GREAT YEAR FOR AUTOMAKERS: A surging economy, more jobs and cheaper fuel... the 2015 Detroit auto show "will be held amid near perfect conditions in the US auto industry". Image: Honda / AFP
DETROIT, Michigan - The US auto industry will celebrate a confluence of near-perfect conditions as it unveils its latest vehicles at the 2015 North American International Automobile Show in Detroit on January 12.
After racking up its best year in sales since 2006, the year before the financial crisis hit, automakers will display about 40 new cars and trucks, hoping to seduce buyers to make 2015 even better.
The cars will be more powerful and decked out with even-more high-tech bells and whistles that are making them safer than ever, while pushing slowly toward the day of the hands-free automobile.
MOST POWERFUL CADDY
Rolling onto the red carpet in Detroit will be Cadillac's most powerful car yet, the new 477kW CTS-V; Lexus's GS F performance sedan; a new version of the Acura NSX and possibly the next-generation Ford supercar.
Bakkie fans should take note of the new Nissan Titan and Toyota Tacoma.
The struggling US green-car sector will have fresh offerings in the form of a redesigned GM Volt and Hyundai's hybrid and plug-in Sonatas.
CHINESE BRANDS RETURN
The show, the premier auto exposition in the USA, will also see the return of Chinese automakers, absent for several years after self-imposed exile, with Guangzhou Auto presenting its new car though it won't be sold in the USA.

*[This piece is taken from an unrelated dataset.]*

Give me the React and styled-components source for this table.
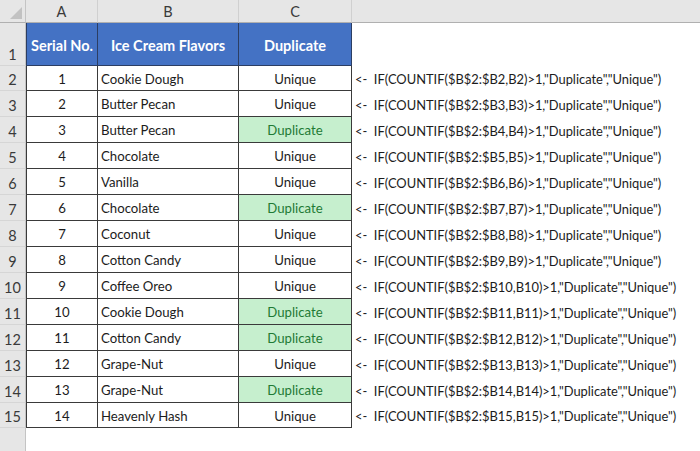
import React from "react";
import styled, { createGlobalStyle } from "styled-components";

const Global = createGlobalStyle`
  html, body { margin: 0; padding: 0; background: #fff; }
  * { box-sizing: border-box; }
`;

const rowHeights = [25, 26, 26, 26, 26, 26, 26, 26, 26, 26, 26, 26, 26, 25];

const Sheet = styled.div`
  width: 700px;
  height: 451px;
  overflow: hidden;
  display: grid;
  grid-template-columns: 26px 72px 141px 113px 1fr;
  grid-template-rows: 23px 43px ${rowHeights.map((h) => h + "px").join(" ")} 1fr;
  font-family: Lato, "Liberation Sans", sans-serif;
  font-size: 13.2px;
  color: #1c1c1c;
  background: #fff;
`;

const Corner = styled.div`
  background: #e6e6e6;
  border-right: 1px solid #c4c4c4;
  border-bottom: 1px solid #b0b0b0;
  display: flex;
  align-items: flex-end;
  justify-content: flex-end;
  padding: 0 3px 3px 0;
`;

const ColHead = styled.div`
  background: #e6e6e6;
  border-bottom: 1px solid #b0b0b0;
  border-right: ${(p) => (p.$last ? "none" : "1px solid #d0d0d0")};
  display: flex;
  align-items: center;
  justify-content: center;
  font-size: 14.5px;
  color: #3a3a3a;
  padding-top: 1px;
`;

const RowHead = styled.div`
  background: #e6e6e6;
  border-right: 1px solid #c4c4c4;
  border-bottom: ${(p) => (p.$filler ? "none" : "1px solid #d6d6d6")};
  display: flex;
  align-items: flex-end;
  justify-content: center;
  font-size: 14.5px;
  color: #3a3a3a;
  padding-bottom: 2px;
`;

const HeadCell = styled.div`
  background: #4472c4;
  color: #fff;
  font-weight: 700;
  font-size: 14.5px;
  border-right: 1px solid #2c3e63;
  border-bottom: 1px solid #2c3e63;
  border-left: ${(p) => (p.$first ? "1px solid #2c3e63" : "none")};
  display: flex;
  align-items: center;
  justify-content: center;
  padding-top: 3px;
  white-space: nowrap;
`;

const Cell = styled.div`
  background: ${(p) => (p.$dup ? "#c6efce" : "#fff")};
  color: ${(p) => (p.$dup ? "#1f7a35" : "#1c1c1c")};
  border-right: 1px solid #3a3a3a;
  border-bottom: 1px solid #3a3a3a;
  border-left: ${(p) => (p.$first ? "1px solid #3a3a3a" : "none")};
  display: flex;
  align-items: center;
  justify-content: ${(p) => (p.$left ? "flex-start" : "center")};
  padding-left: ${(p) => (p.$left ? "3px" : "0")};
  padding-top: 1px;
  white-space: nowrap;
`;

const Note = styled.div`
  display: flex;
  align-items: center;
  padding-left: 3px;
  padding-top: 1px;
  font-size: 12.9px;
  white-space: pre;
  color: #1c1c1c;
`;

const Blank = styled.div``;

const data = [
  ["Cookie Dough", false],
  ["Butter Pecan", false],
  ["Butter Pecan", true],
  ["Chocolate", false],
  ["Vanilla", false],
  ["Chocolate", true],
  ["Coconut", false],
  ["Cotton Candy", false],
  ["Coffee Oreo", false],
  ["Cookie Dough", true],
  ["Cotton Candy", true],
  ["Grape-Nut", false],
  ["Grape-Nut", true],
  ["Heavenly Hash", false],
];

export default function App() {
  return (
    <>
      <Global />
      <Sheet>
        <Corner>
          <svg width="12" height="12" viewBox="0 0 12 12">
            <polygon points="0,12 12,0 12,12" fill="#c2c2c2" />
          </svg>
        </Corner>
        <ColHead>A</ColHead>
        <ColHead>B</ColHead>
        <ColHead>C</ColHead>
        <ColHead $last />

        <RowHead>1</RowHead>
        <HeadCell $first>Serial No.</HeadCell>
        <HeadCell>Ice Cream Flavors</HeadCell>
        <HeadCell>Duplicate</HeadCell>
        <Blank />

        {data.map(([flavor, dup], i) => {
          const r = i + 2;
          return (
            <React.Fragment key={r}>
              <RowHead>{r}</RowHead>
              <Cell $first>{i + 1}</Cell>
              <Cell $left>{flavor}</Cell>
              <Cell $dup={dup}>{dup ? "Duplicate" : "Unique"}</Cell>
              <Note>{`<-  IF(COUNTIF($B$2:$B${r},B${r})>1,"Duplicate","Unique")`}</Note>
            </React.Fragment>
          );
        })}

        <RowHead $filler />
        <Blank />
        <Blank />
        <Blank />
        <Blank />
      </Sheet>
    </>
  );
}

The impressive array of vehicles underscores how the American consumer is enjoying the richest, most diverse range of choices from the Detroit "Big 3" (General Motors, Ford and Chrysler, now renamed FCA US) as wells as European and Asian automakers.
With fuel prices reportedly the lowest in six years, interest rates at an all-time low and the US economy and household worth growing steadily, "we're almost in a perfect storm," said Joe Vitale, industry analyst at consultant Deloitte.
Vitale said: "When you look at all those factors, one it's a good time to be a consumer, two there's liquidity out there for the purchase of vehicles, three there's aging of the vehicle population.
"All these things make it very desirable for the auto industry over the coming year."
NOT ALL GOOD NEWS
The Detroit auto show expects a million visitors as 20 manufacturers will compete for the spotlight in a US market that has been a bright spot in a world where other economies are struggling to grow.
The industry is coming off a year of sales of at least 16.5 million vehicles in the US, up 5.9% from 2013, according to Autodata, an industry consultant.
GM led the pack with sales of 2.94 million units, Ford 2.48 million, Toyota 2.37 million, and FCA US, the former American Chrysler marque now owned by Italy's Fiat, selling 2.09 million cars and trucks.
GM chief executive Mary Barra predicted on Thursday (Jan 8) that sales in 2015 could reach a 17 million vehicles, a figure last seen in 2001.
Barra said: "The US economy and vehicle sales have been rebounding since 2009 and we believe there is still plenty of room for the auto industry to grow."
For all the expected razzmatazz, the show does not open under absolutely clear skies.
After a record year of recalls in the US, some 60 million cars in total, many for life-threatening defects, automakers will be under pressure to demonstrate a greater commitment to car quality and consumer safety.
GM is especially under the gun, having been shown at the beginning of 2014 to have known about faulty ignitions for more than a decade before taking action.
At least 42 people died in crashes tied to that problem and the company is facing criminal investigation even as it pays out millions of dollars to settle claims.
The other cloud over the industry is the receding demand for energy-saving vehicles as fuel prices sink. Sales growth overall has been heaviest in the pickup truck and sports utility vehicle segments, while sagging for electrics and hybrids.
Former economist at Ford and now professor at Michigan University, Martin Zimmerman, said: "Demand for such vehicles has been somewhat disappointing for the auto companies."
With the companies under regulatory pressure to reduce the fuel consumption averages of their fleets, the lackadaisical demand for electrics poses a problem for them, according to Zimmerman.
Both automakers and regulators "are going to have to come to terms with these lower oil prices," said Zimmerman.